When the marital estate includes a business, stock options, or complex investments, a forensic accountant may be needed to value those assets or uncover hidden income. These experts charge hourly rates comparable to senior attorneys. Real estate appraisals for the family home run $300 to $800 for a standard report. If alimony is disputed, a vocational expert might evaluate a spouse’s earning potential, adding another few thousand dollars to the total. These expenses feel steep, but dividing property without accurate valuations can cost you far more through an unfair settlement.
Divorces involving children come with their own category of expenses. A majority of states now require both parents to complete a co-parenting education course before the court will finalize the divorce. These classes typically cost $25 to $50 per parent and can usually be completed online in a few hours. Fee waivers are available for parents who qualify.
Custody disputes are where costs spike. If parents cannot agree on a parenting plan, the court may order a custody evaluation. A county-appointed evaluator generally costs $1,000 to $2,500, while a private child psychologist can charge $10,000 or more for a comprehensive evaluation. The evaluator interviews both parents, observes the children, and produces a report with recommendations. This is one of those expenses where cutting corners backfires badly, since the evaluator’s report often carries enormous weight with the judge.
Splitting a 401(k), pension, or other employer-sponsored retirement plan requires a Qualified Domestic Relations Order, a court order that directs the plan administrator to transfer a portion of the account to the non-employee spouse. Getting one drafted isn’t optional if retirement assets are on the table, and the cost ranges from roughly $300 to $2,000 depending on who prepares it. Specialized QDRO services often charge around $400 for a straightforward order, while attorneys handling it as part of the broader divorce bill more. Some retirement plan administrators charge their own processing fee on top of the drafting cost.
Skipping the QDRO is a common and expensive mistake. Without one, a retirement account transfer between ex-spouses triggers taxes and potentially early withdrawal penalties. With a properly approved QDRO, the transfer happens tax-free, and the receiving spouse takes over the tax obligation only when they eventually withdraw the funds.
After filing, the divorce petition must be formally delivered to your spouse. A process server or local sheriff’s office handles this, typically for $50 to $100. If your spouse is avoiding service or hard to find, costs go up. In cases where a spouse genuinely cannot be located, the court may allow service by publication, which means running a legal notice in a newspaper. That runs $200 to $600 depending on the newspaper’s market size and how many weeks the notice must appear.
Smaller administrative costs add up throughout the process. Notarized signatures on affidavits generally cost $5 to $25 each. After the judge signs the final decree, you’ll want certified copies from the clerk’s office. These run $5 to $30 per copy, and you’ll need several for updating bank accounts, property titles, and government records. Budget an extra $50 to $100 for these odds and ends so they don’t surprise you at the end.

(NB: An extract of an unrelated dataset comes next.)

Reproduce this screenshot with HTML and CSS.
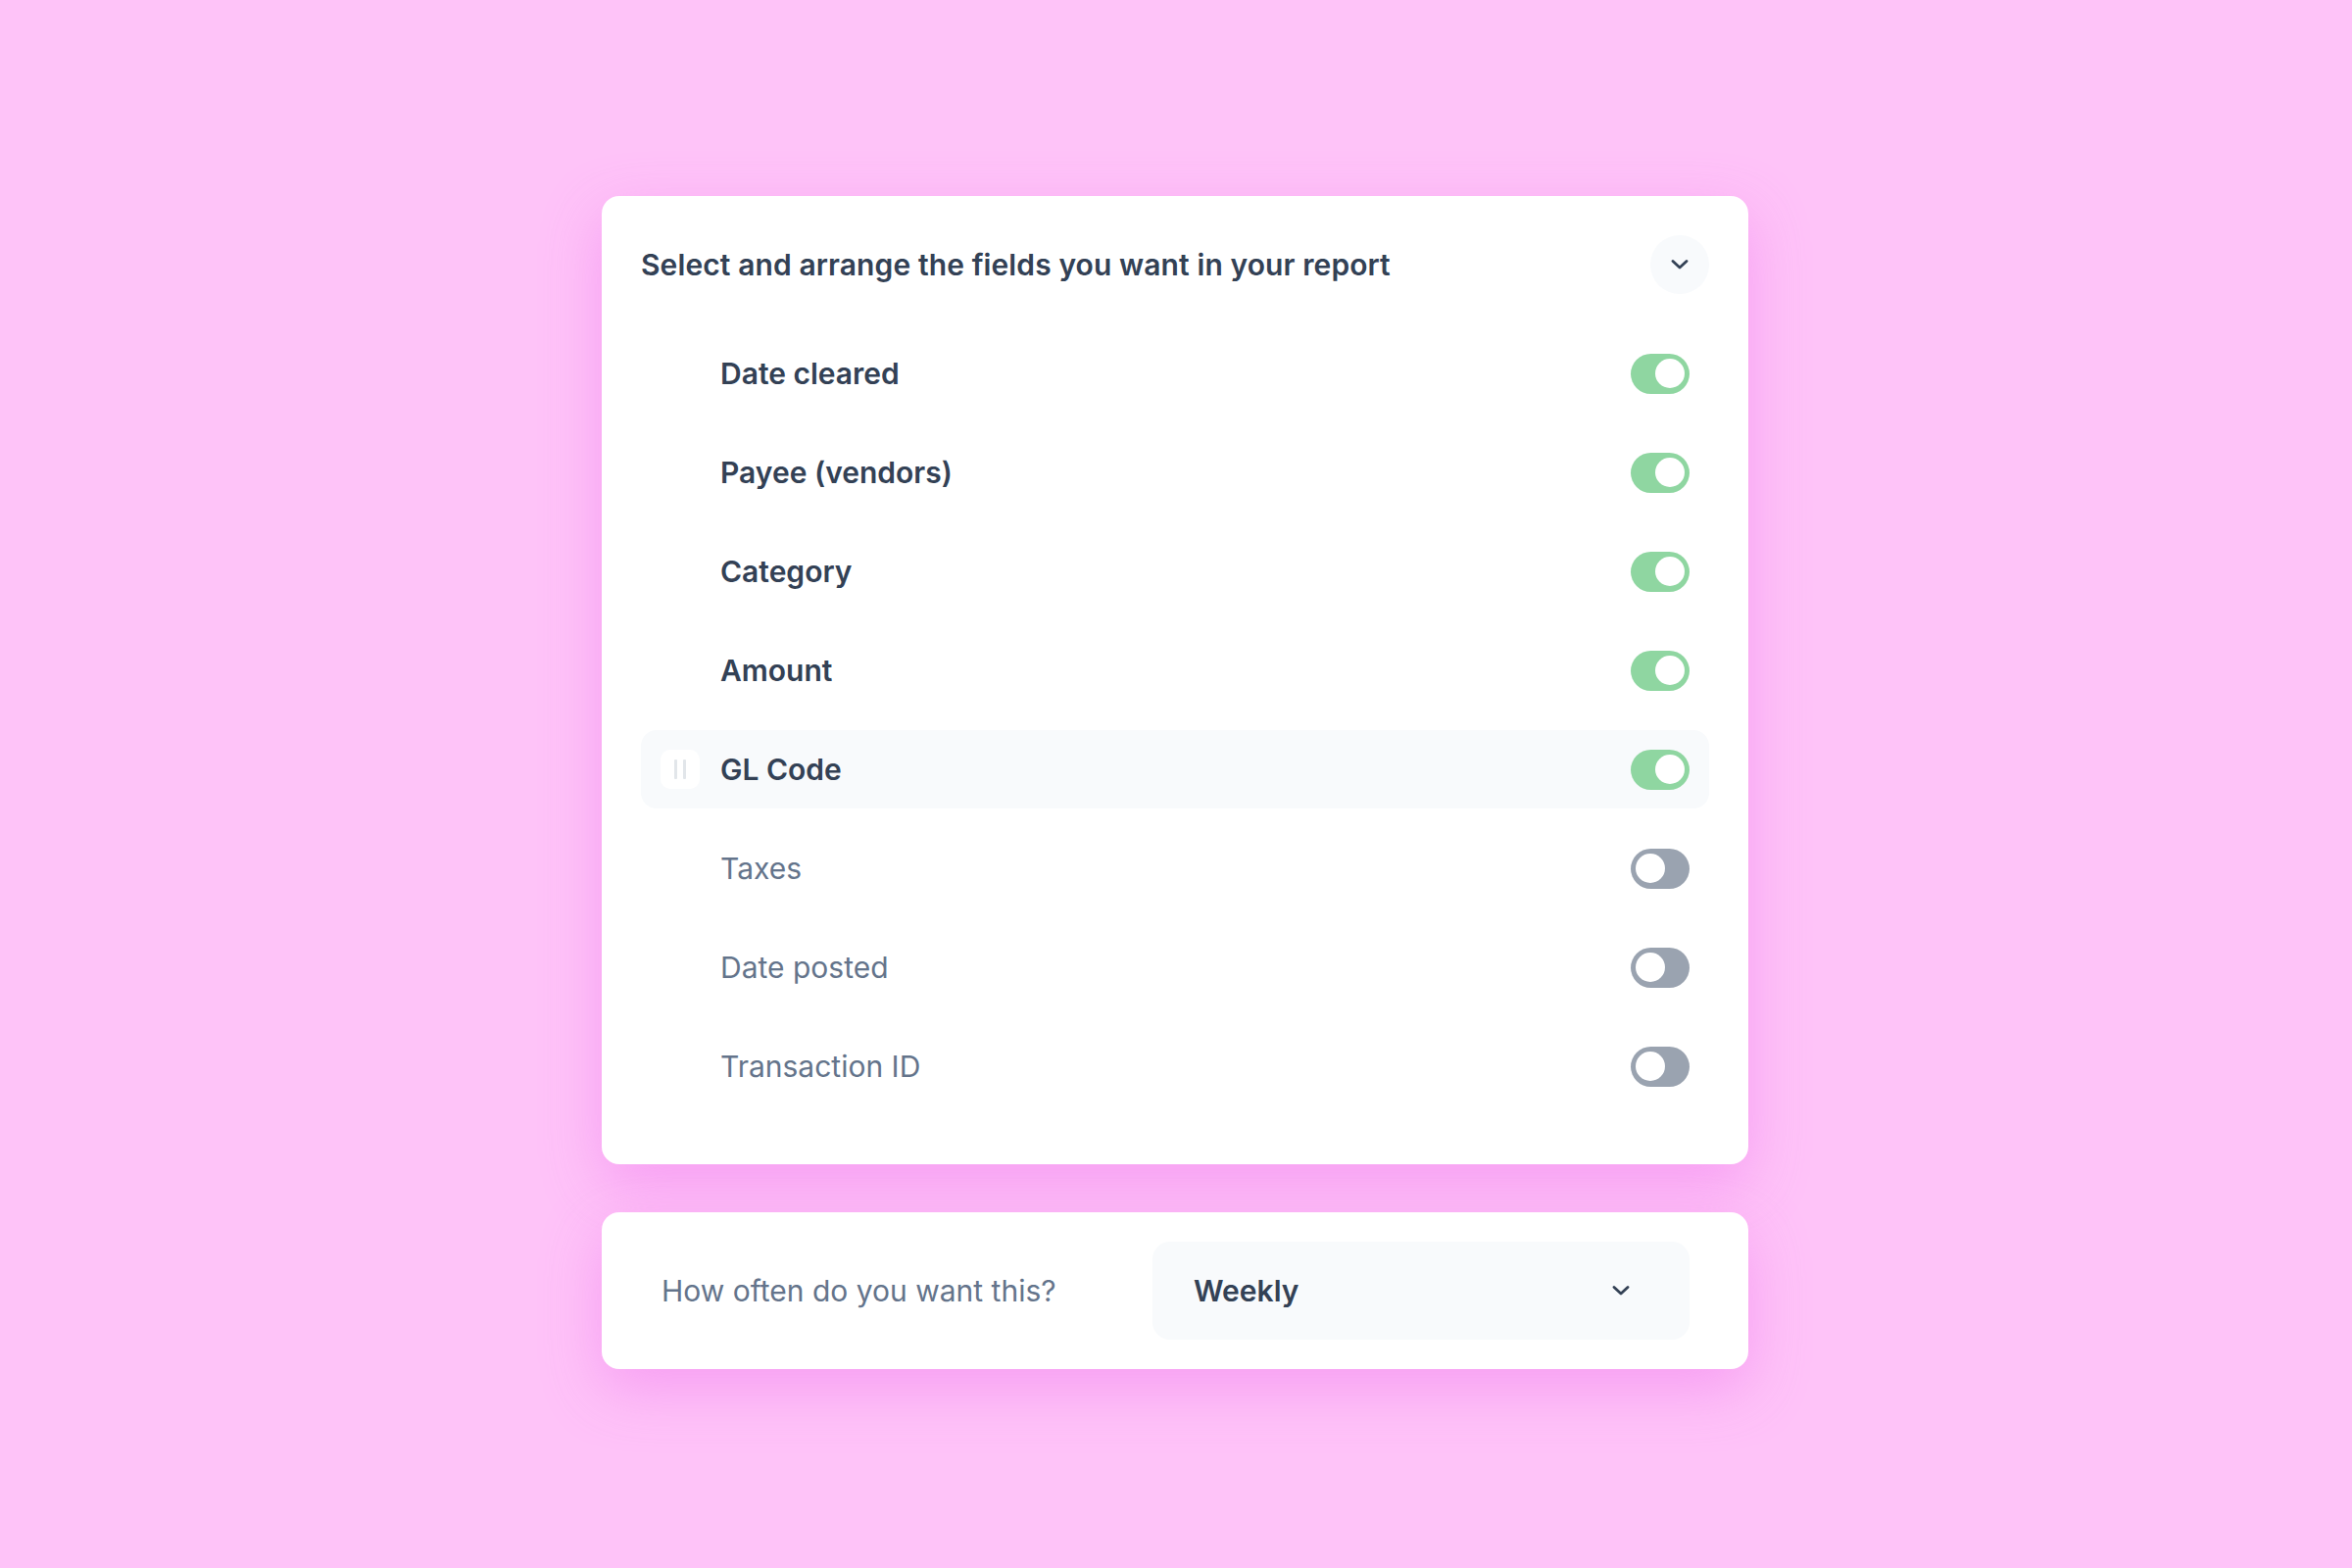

More than a dozen states require spouses to live separately for a set period before a no-fault divorce can be finalized. These waiting periods range from 60 days in Kentucky to as long as five years in Idaho, with most falling between six months and two years. During that time, you’re maintaining two households while the divorce clock runs, which is a significant hidden cost that doesn’t show up on any fee schedule. Rent, duplicate utility bills, and separate grocery budgets can easily add thousands of dollars to the real price of getting divorced. If you live in a state with a separation requirement, factor those living expenses into your total cost estimate from the beginning.
Several tax rules directly impact the real cost of your divorce, and missing them can create unexpected bills or forfeit valuable benefits.
The IRS looks at whether you’re married or divorced on December 31 to determine your filing status for the entire year. If your divorce is final by that date, you file as single (or head of household if you qualify). If you’re still legally married on December 31, you file as married, either jointly or separately. The timing of your final decree can shift your tax bracket and affect deductions, so it’s worth checking the numbers before pushing for a year-end finalization date. 1Internal Revenue Service. Filing Taxes After Divorce or Separation
Federal law provides that transferring property between spouses as part of a divorce does not trigger any capital gains tax at the time of transfer. The receiving spouse inherits the original tax basis, meaning they’ll owe taxes on any gain only when they eventually sell the asset. This rule applies to transfers that happen within one year after the marriage ends or that are related to the divorce settlement.2Office of the Law Revision Counsel. 26 U.S. Code 1041 – Transfers of Property Between Spouses or Incident to Divorce
If you sell your primary residence, you can exclude up to $250,000 of gain from income as a single filer, or up to $500,000 if you’re still married filing jointly at the time of sale. To qualify, you generally need to have owned and lived in the home for at least two of the five years before the sale. When one spouse moves out during divorce proceedings but retains an ownership interest, the divorce agreement can be structured so that spouse still satisfies the residency requirement through the other spouse’s continued use of the home.3Office of the Law Revision Counsel. 26 U.S. Code 121 – Exclusion of Gain From Sale of Principal Residence
Losing coverage through a spouse’s employer health plan is one of the most immediate financial hits of divorce. Under federal COBRA rules, divorce qualifies as an event that entitles the non-employee spouse to continue on the employer’s group health plan for up to 36 months. The catch is the price: COBRA allows the plan to charge up to 102% of the full premium, which includes the portion the employer previously subsidized.4Office of the Law Revision Counsel. 29 U.S. Code 1162 – Continuation Coverage For many people, that means going from paying a few hundred dollars a month as an employee contribution to paying $600, $800, or more for the same coverage. Shopping the Health Insurance Marketplace during a special enrollment period triggered by the divorce may turn up a cheaper alternative, especially if your post-divorce income qualifies you for premium subsidies.